Mini Meatloaf — quick, easy, with a delicious sauce and straight from the oven
Meatloaf can sometimes be a bit of a heavy dish, providing you with far more to eat than you really need. We've found the solution — and it comes in almost snack-sized portions. Watch on, as we reveal how to make this heavenly dish with minimal time and effort.
For the meatloaf:
- 1¾ lbs ground meat
- 1 tsp mustard
- 2 eggs
- 1½ oz breadcrumbs
- 1 tsp rosemary
- 1 tsp paprika
- around 16 slices bacon
For the sauce:
- oil for frying
- 1 onion, diced
- 1 garlic clove, finely chopped
- 2 tbsp tomato puree
- 10 fl oz tomato sauce
- 10 fl oz cream
- salt and pepper
- Put the ground meat in a large bowl and mix it — ideally with your hands — with the mustard, eggs, and all the dry ingredients. Next, form it into short, fat sausage shapes that are just a bit longer than the width of your palm. Then, place the roll at one end of two slightly overlapping strips of bacon. Roll the ground meat up in the bacon and place the wrapped role in a fireproof baking pan. Repeat these steps with the rest of the ground meat mix and the remaining bacon slices.

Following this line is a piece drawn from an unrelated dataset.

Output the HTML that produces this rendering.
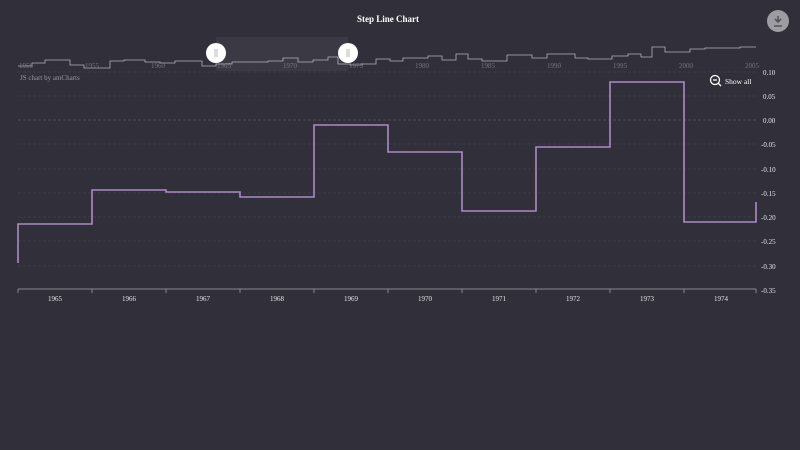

- For the sauce, steam the onion and the garlic in a little oil. Then stir in the tomato puree and cook them together for a short while. Quench the whole thing with the tomato sauce and the cream, before seasoning to taste with salt and pepper. Now mix everything evenly together and let it come to the boil. Then, pour the sauce over the mini meatloaves in the roasting pan.
- Now cook the dish for 35 minutes at 360°F in a convection oven.
Tip: If you decide you'd like to make this dish more substantial, as you've already prepared such a wonderful sauce, you could also cook some potatoes or pasta as a fitting accompaniment.
This Mini Meatloaf recipe is so quick and easy to make. And what's more, it easily divides into portions, so you can share it, snack on your mini meatloaves over multiple days, or just freeze some to enjoy at a later date. You're welcome!